As shown, the in memory representation of the User
class still has the email
attribute. The User
object’s representation has not been reloaded, it simply just does not care about the email
column when writing to the database.
The fact that the ORM does not specifically reload when writing to a table points out an interesting detail. It means that for this solution to fully work, the email
column must not be referenced at all.
With this new found behaviour, the previous six step incantation comprised of three separate deployments can be reduced to three steps in total and just one deployment:
1. Remove references to column and write migration
2. Deploy
3. Once requests completely use new code, migrate
Wunderbar! The reject
and deploy pattern is no longer necessary. Further more, development teams suffering within weekly scheduled deploys can achieve their desired results within a single iteration.
What Changed?
Unfortunately, the amazing change responsible for this vast improvement regarding Ruby on Rails column removal did not receive the attention is deserves. Many blog posts and guides were written about how to circumvent the older 3.2 behaviour, but when looking for information about this modern implementation, resources were scarce.
After reading through a very large amount of change logs and coming up empty, a bit of previous wisdom was utilized in order to track down the commit responsible.

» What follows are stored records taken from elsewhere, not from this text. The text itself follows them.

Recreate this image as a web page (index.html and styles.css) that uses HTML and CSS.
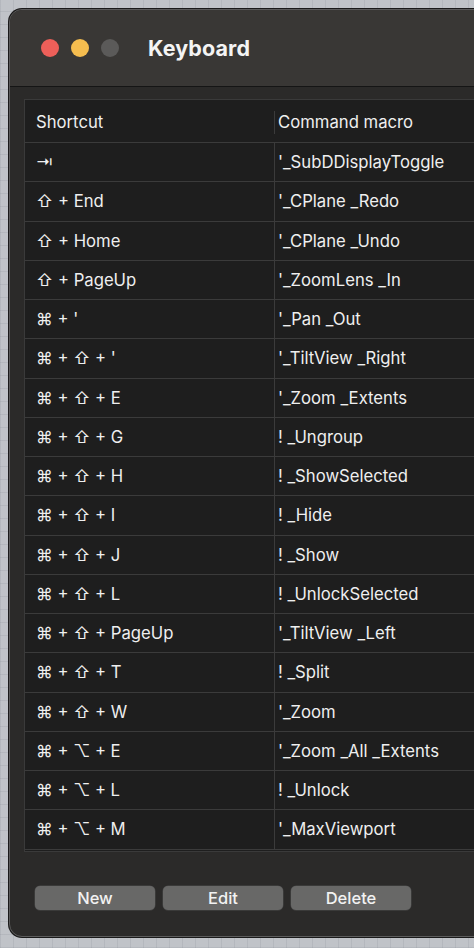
FILE: index.html
```html
<!DOCTYPE html>
<html>
<head>
<meta charset="utf-8">
<link rel="stylesheet" href="styles.css">
</head>
<body>
<div class="window">
  <div class="titlebar">
    <div class="lights">
      <span class="light red"></span>
      <span class="light yellow"></span>
      <span class="light gray"></span>
    </div>
    <div class="title">Keyboard</div>
  </div>
  <div class="content">
    <div class="table">
      <div class="row head">
        <div class="c1">Shortcut</div>
        <div class="c2"><span class="sep"></span>Command macro</div>
      </div>
      <div class="row"><div class="c1">⇥</div><div class="c2">'_SubDDisplayToggle</div></div>
      <div class="row"><div class="c1">⇧ + End</div><div class="c2">'_CPlane _Redo</div></div>
      <div class="row"><div class="c1">⇧ + Home</div><div class="c2">'_CPlane _Undo</div></div>
      <div class="row"><div class="c1">⇧ + PageUp</div><div class="c2">'_ZoomLens _In</div></div>
      <div class="row"><div class="c1">⌘ + '</div><div class="c2">'_Pan _Out</div></div>
      <div class="row"><div class="c1">⌘ + ⇧ + '</div><div class="c2">'_TiltView _Right</div></div>
      <div class="row"><div class="c1">⌘ + ⇧ + E</div><div class="c2">'_Zoom _Extents</div></div>
      <div class="row"><div class="c1">⌘ + ⇧ + G</div><div class="c2">! _Ungroup</div></div>
      <div class="row"><div class="c1">⌘ + ⇧ + H</div><div class="c2">! _ShowSelected</div></div>
      <div class="row"><div class="c1">⌘ + ⇧ + I</div><div class="c2">! _Hide</div></div>
      <div class="row"><div class="c1">⌘ + ⇧ + J</div><div class="c2">! _Show</div></div>
      <div class="row"><div class="c1">⌘ + ⇧ + L</div><div class="c2">! _UnlockSelected</div></div>
      <div class="row"><div class="c1">⌘ + ⇧ + PageUp</div><div class="c2">'_TiltView _Left</div></div>
      <div class="row"><div class="c1">⌘ + ⇧ + T</div><div class="c2">! _Split</div></div>
      <div class="row"><div class="c1">⌘ + ⇧ + W</div><div class="c2">'_Zoom</div></div>
      <div class="row"><div class="c1">⌘ + ⌥ + E</div><div class="c2">'_Zoom _All _Extents</div></div>
      <div class="row"><div class="c1">⌘ + ⌥ + L</div><div class="c2">! _Unlock</div></div>
      <div class="row"><div class="c1">⌘ + ⌥ + M</div><div class="c2">'_MaxViewport</div></div>
    </div>
    <div class="buttons">
      <button class="btn">New</button>
      <button class="btn">Edit</button>
      <button class="btn">Delete</button>
    </div>
  </div>
</div>
</body>
</html>
```
FILE: styles.css
```css
html, body {
  margin: 0;
  padding: 0;
  width: 474px;
  height: 948px;
  overflow: hidden;
}
body {
  background-color: #c0c3c8;
  background-image:
    repeating-linear-gradient(90deg, rgba(120,125,135,0.16) 0 1px, transparent 1px 13px),
    repeating-linear-gradient(0deg, rgba(120,125,135,0.16) 0 1px, transparent 1px 13px);
  font-family: Inter, "Open Sans", "DejaVu Sans", sans-serif;
  padding-top: 9px;
  padding-left: 9px;
  box-sizing: border-box;
}
.window {
  width: 520px;
  height: 928px;
  box-sizing: border-box;
  border: 1px solid #5c5c5c;
  border-radius: 13px;
  background: #2b2a29;
  overflow: hidden;
  display: flex;
  flex-direction: column;
  box-shadow: 0 0 0 1px #1a1a1a;
}
.titlebar {
  height: 77px;
  flex: none;
  background: #393735;
  border-bottom: 1px solid #151515;
  display: flex;
  align-items: center;
  box-sizing: border-box;
  padding-left: 31px;
}
.lights {
  display: flex;
  gap: 12px;
}
.light {
  width: 18px;
  height: 18px;
  border-radius: 50%;
  display: block;
}
.red { background: #ed5f59; }
.yellow { background: #f5bd4f; }
.gray { background: #5b5a59; }
.title {
  margin-left: 29px;
  color: #f4f4f4;
  font-size: 21.5px;
  font-weight: 700;
  letter-spacing: 0.1px;
  margin-top: 0;
}
.content {
  flex: 1;
  padding: 12px 0 0 14px;
  display: flex;
  flex-direction: column;
}
.table {
  height: 753px;
  box-sizing: border-box;
  background: #1e1e1e;
  border: 1px solid #3a3a3a;
  border-right: none;
  overflow: hidden;
}
.row {
  display: flex;
  height: 39.25px;
  box-sizing: border-box;
  border-bottom: 1px solid #3b3b3b;
  color: #efefef;
  font-size: 16.7px;
  align-items: center;
}
.row.head {
  height: 43px;
  padding-top: 2px;
}
.c1 {
  width: 250px;
  flex: none;
  box-sizing: border-box;
  padding-left: 11px;
  height: 100%;
  display: flex;
  align-items: center;
  border-right: 1px solid #3b3b3b;
}
.c2 {
  flex: 1;
  padding-left: 3px;
  height: 100%;
  display: flex;
  align-items: center;
  position: relative;
}
.head .c1 {
  border-right: none;
}
.head .c2 {
  padding-left: 3px;
}
.sep {
  position: absolute;
  left: -1px;
  top: 9px;
  bottom: 8px;
  width: 1px;
  background: #3b3b3b;
}
.buttons {
  display: flex;
  gap: 8px;
  margin-top: 34px;
  padding-left: 11px;
}
.btn {
  width: 120px;
  height: 24px;
  border: none;
  border-radius: 5px;
  background: #686867;
  color: #f2f2f2;
  font-family: Inter, "Open Sans", "DejaVu Sans", sans-serif;
  font-size: 16.5px;
  font-weight: 500;
  padding: 0;
  box-shadow: 0 0 0 0.5px #4a4a4a;
}
```
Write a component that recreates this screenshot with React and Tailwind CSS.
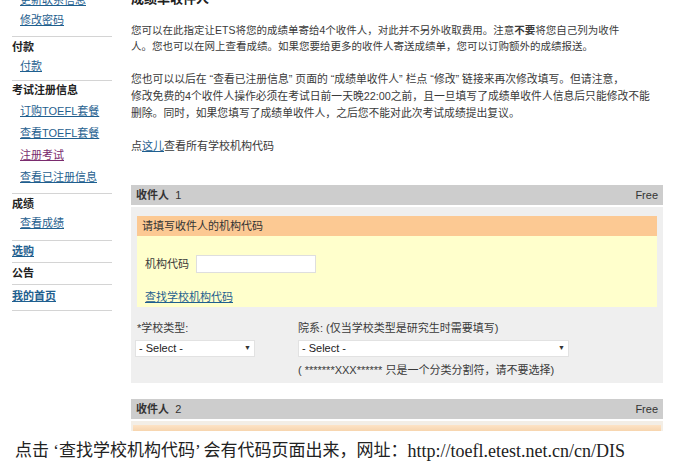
import React from "react";

const cjk = { fontFamily: '"Liberation Sans", Arial, "Noto Sans CJK SC", sans-serif' };
const serif = { fontFamily: '"Liberation Serif", "Noto Sans CJK SC", serif' };

function SideLink({ children, h = "h-[22px]", visited = false }) {
  return (
    <div className={`${h} flex items-center pl-[8px]`}>
      <a
        className={`text-[11px] underline ${visited ? "text-[#7a2b6e]" : "text-[#1f5f8f]"}`}
      >
        {children}
      </a>
    </div>
  );
}

function SideHead({ children, h = "h-[18px]" }) {
  return (
    <div className={`${h} flex items-center text-[11px] font-bold text-[#222]`}>{children}</div>
  );
}

function Divider() {
  return <div className="h-px bg-[#d4d4d4]" />;
}

function Sidebar() {
  return (
    <div className="w-[100px] ml-[12px] shrink-0 flex flex-col" style={cjk}>
      <div className="h-[2px]" />
      <SideLink h="h-[20px]">更新联系信息</SideLink>
      <SideLink h="h-[21px]">修改密码</SideLink>
      <div className="h-[5px]" />
      <Divider />
      <SideHead h="h-[20px]">付款</SideHead>
      <SideLink h="h-[18px]">付款</SideLink>
      <div className="h-[5px]" />
      <Divider />
      <SideHead h="h-[19px]">考试注册信息</SideHead>
      <SideLink h="h-[22px]">订购TOEFL套餐</SideLink>
      <SideLink h="h-[22px]">查看TOEFL套餐</SideLink>
      <SideLink h="h-[22px]" visited>注册考试</SideLink>
      <SideLink h="h-[22px]">查看已注册信息</SideLink>
      <div className="h-[5px]" />
      <Divider />
      <SideHead h="h-[20px]">成绩</SideHead>
      <SideLink h="h-[18px]">查看成绩</SideLink>
      <div className="h-[8px]" />
      <Divider />
      <div className="h-[21px] flex items-center">
        <a className="text-[11px] font-bold underline text-[#1f5f8f]">选购</a>
      </div>
      <Divider />
      <div className="h-[21px] flex items-center text-[11px] font-bold text-[#222]">公告</div>
      <Divider />
      <div className="h-[23px] flex items-center">
        <a className="text-[11px] font-bold underline text-[#1f5f8f]">我的首页</a>
      </div>
      <div className="h-[2px]" />
      <Divider />
    </div>
  );
}

function SelectBox({ w }) {
  return (
    <div
      className={`${w} h-[17px] bg-white border border-[#e2e2e2] flex items-center justify-between px-[3px] text-[11px] text-[#222]`}
    >
      <span>- Select -</span>
      <span className="text-[7px] text-[#333]">▼</span>
    </div>
  );
}

function RecipientHeader({ n }) {
  return (
    <div className="h-[20px] bg-[#cdcdcd] flex items-center justify-between px-[5px] text-[11px] text-[#333]">
      <span>
        <b>收件人</b>&nbsp;&nbsp;{n}
      </span>
      <span>Free</span>
    </div>
  );
}

function Main() {
  return (
    <div className="ml-[19px] w-[532px] flex flex-col text-[11px] text-[#3a3a3a]" style={cjk}>
      <div className="h-[22px] flex items-center text-[13px] font-bold text-[#222]">成绩单收件人</div>
      <div className="h-[12px]" />
      <p className="leading-[16px] text-[10.5px] whitespace-nowrap">
        您可以在此指定让ETS将您的成绩单寄给4个收件人，对此并不另外收取费用。注意<b>不要</b>将您自己列为收件
        <br />
        人。您也可以在网上查看成绩。如果您要给更多的收件人寄送成绩单，您可以订购额外的成绩报送。
      </p>
      <div className="h-[17px]" />
      <p className="leading-[17px] text-[10.8px] whitespace-nowrap">
        您也可以以后在 “查看已注册信息” 页面的 “成绩单收件人” 栏点 “修改” 链接来再次修改填写。但请注意，
        <br />
        修改免费的4个收件人操作必须在考试日前一天晚22:00之前，且一旦填写了成绩单收件人信息后只能修改不能
        <br />
        删除。同时，如果您填写了成绩单收件人，之后您不能对此次考试成绩提出复议。
      </p>
      <div className="h-[16px]" />
      <p className="leading-[16px]">
        点<a className="underline text-[#1f5f8f]">这儿</a>查看所有学校机构代码
      </p>
      <div className="h-[31px]" />
      <RecipientHeader n="1" />
      <div className="h-[2px]" />
      <div className="bg-[#efefef] px-[6px] pt-[9px] pb-[5px]">
        <div className="h-[20px] bg-[#fcc993] flex items-center px-[5px] text-[#333]">请填写收件人的机构代码</div>
        <div className="bg-[#ffffcc] px-[8px] pt-[19px] pb-[2px]">
          <div className="flex items-center h-[18px]">
            <span className="w-[51px]">机构代码</span>
            <div className="w-[120px] h-[18px] bg-white border border-[#dedede]" />
          </div>
          <div className="h-[16px]" />
          <div className="h-[16px] flex items-center">
            <a className="underline text-[#1f5f8f]">查找学校机构代码</a>
          </div>
        </div>
        <div className="flex mt-[14px] -ml-[2px]">
          <div className="w-[163px] flex flex-col">
            <div className="h-[15px] flex items-center pl-[2px]">*学校类型:</div>
            <div className="h-[4px]" />
            <SelectBox w="w-[120px]" />
          </div>
          <div className="flex flex-col">
            <div className="h-[15px] flex items-center">院系: (仅当学校类型是研究生时需要填写)</div>
            <div className="h-[4px]" />
            <SelectBox w="w-[271px]" />
            <div className="h-[16px] flex items-center mt-[5px]">( *******XXX****** 只是一个分类分割符，请不要选择)</div>
          </div>
        </div>
      </div>
      <div className="h-[16px]" />
      <RecipientHeader n="2" />
      <div className="h-[2px]" />
      <div className="bg-[#f3eee6] px-[2px] pt-[4px] h-[10px]">
        <div className="h-[6px] bg-gradient-to-b from-[#fde3c6] to-[#f7d5ae]" />
      </div>
    </div>
  );
}

export default function App() {
  return (
    <div className="w-[700px] h-[470px] bg-white overflow-hidden">
      <div className="h-[432px] overflow-hidden">
        <div className="flex -mt-[12px]">
          <Sidebar />
          <Main />
        </div>
      </div>
      <div className="h-[38px] flex items-center pl-[15px] text-[17px] text-[#222]" style={serif}>
        点击 ‘查找学校机构代码’ 会有代码页面出来，网址：<span className="text-[18px]">http://toefl.etest.net.cn/cn/DIS</span>
      </div>
    </div>
  );
}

The first step is to identify the offending code in 3.2. This way, the 4.0.0 version of the code can be analyzed, the discrepancy identified and the git revision responsible brought to light.
After some binding.pry
insertions and utilization of the caller
array, the offending code was traced to lib/active_record/attribute_methods.rb:244 (formatted for readability):
def arel_attributes_values(include_primary_key = true,
include_readonly_attributes = true,
attribute_names = @attributes.keys)
attrs = {}
klass = self.class
arel_table = klass.arel_table
attribute_names.each do |name|
if (column = column_for_attribute(name)) &&
(include_primary_key || !column.primary)
if include_readonly_attributes ||
!self.class.readonly_attributes.include?(name)
value =
if klass.serialized_attributes.include?(name)
@attributes[name].serialized_value
else
# FIXME: we need @attributes to be used consistently.
# If the values stored in @attributes were already type
# casted, this code could be simplified
read_attribute(name)
end
attrs[arel_table[name]] = value
end
end
end
attrs
end
While a little lengthy, the most obvious thing to note about this method is that its signature is comprised of entirely optional variables. Most notably, the final optional parameter, attribute_names
, defaults to @attributes.keys
which is the list of attributes for the given model.
In this case, the result of @attributes.keys
is the complete list of keys for a User
: ['id', 'first_name', 'last_name', 'email', 'updated_at', 'created_at']
. Most notably, the email
attribute is present, regardless of the fact that it was not given a value to insert. This means that by default, any create
call will write to the email
column without hesitation (just as previously observed).
While default behaviour can emit a code smell, it is only dangerous if it is used unknowingly. Since the parameter to determine attribute_names
is available, chances are the caller of this method does indeed specify them, right?
Unfortunately, no:
def create
attributes_values = arel_attributes_values(!id.nil?)
new_id = self.class.unscoped.insert attributes_values
self.id ||= new_id if self.class.primary_key
IdentityMap.add(self) if IdentityMap.enabled?
@new_record = false
id
end
Here, in lib/active_record/persistence.rb:364 lies the method responsible for calling arel_attributes_values
. Since it does not specify the list of attributes, the default behaviour prevails and all known attributes are returned.
The Big Fix
On a glorious Friday afternoon (probably) Jon Leighton made the commit which changed how people thought about column removal in Ruby on Rails.
The change enabled the concept of partial_writes
. This pattern used the exiting changed
hash present in every ActiveRecord
model. The changed
hash is manipulated as a model has attributes assigned to it.
In lib/active_record/attribute_methods/dirty.rb:77, partial_writes
is used:
def create_record(*)
partial_writes? ? super(keys_for_partial_write) : super
end
# Serialized attributes should always be written in case they've been
# changed in place.
def keys_for_partial_write
changed | (attributes.keys & self.class.serialized_attributes.keys)
end
Before delegating to the same persistence.rb#create
method, only the attributes present in the changed
hash (along with any serialized attributes) will be used in subsequent insert queries.
Included in the February 2013 beta release of Ruby on Rails 4.0.0, this code enables a much more pleasant experience than the older work around. In fact, the author even pointed out this behaviour in his commit:
When inserting new records, only the fields which have been changed from the defaults will actually be included in the INSERT statement. The other fields will be populated by the database.
This is more efficient, and also means that it will be safe to remove database columns without getting subsequent errors in running app processes (so long as the code in those processes doesn’t contain any references to the removed column).
Unshackled
While this patch to the Ruby on Rails framework may not make every situation easier, it certainly reduces both cognitive and implementation overhead for many developers.
For more automated systems utilizing continuous deployment, two deployments may still be necessary since code running on old processes (within some sort of pre loader) will not be able to handle the column removal.
The deployment process for such a system may look more like:
1. Remove references to column
2. Deploy
3. Write migration to drop column
4. Deploy and migrate
Databases that power web applications are powerful and oddly fragile beasts. Manipulating these beasts while maintaining superb end user experiences requires one to constantly be learning. Hopefully with this behaviour, one more thing can be crossed off the check list of “things to remember when manipulating the database” and we can all just get back to work.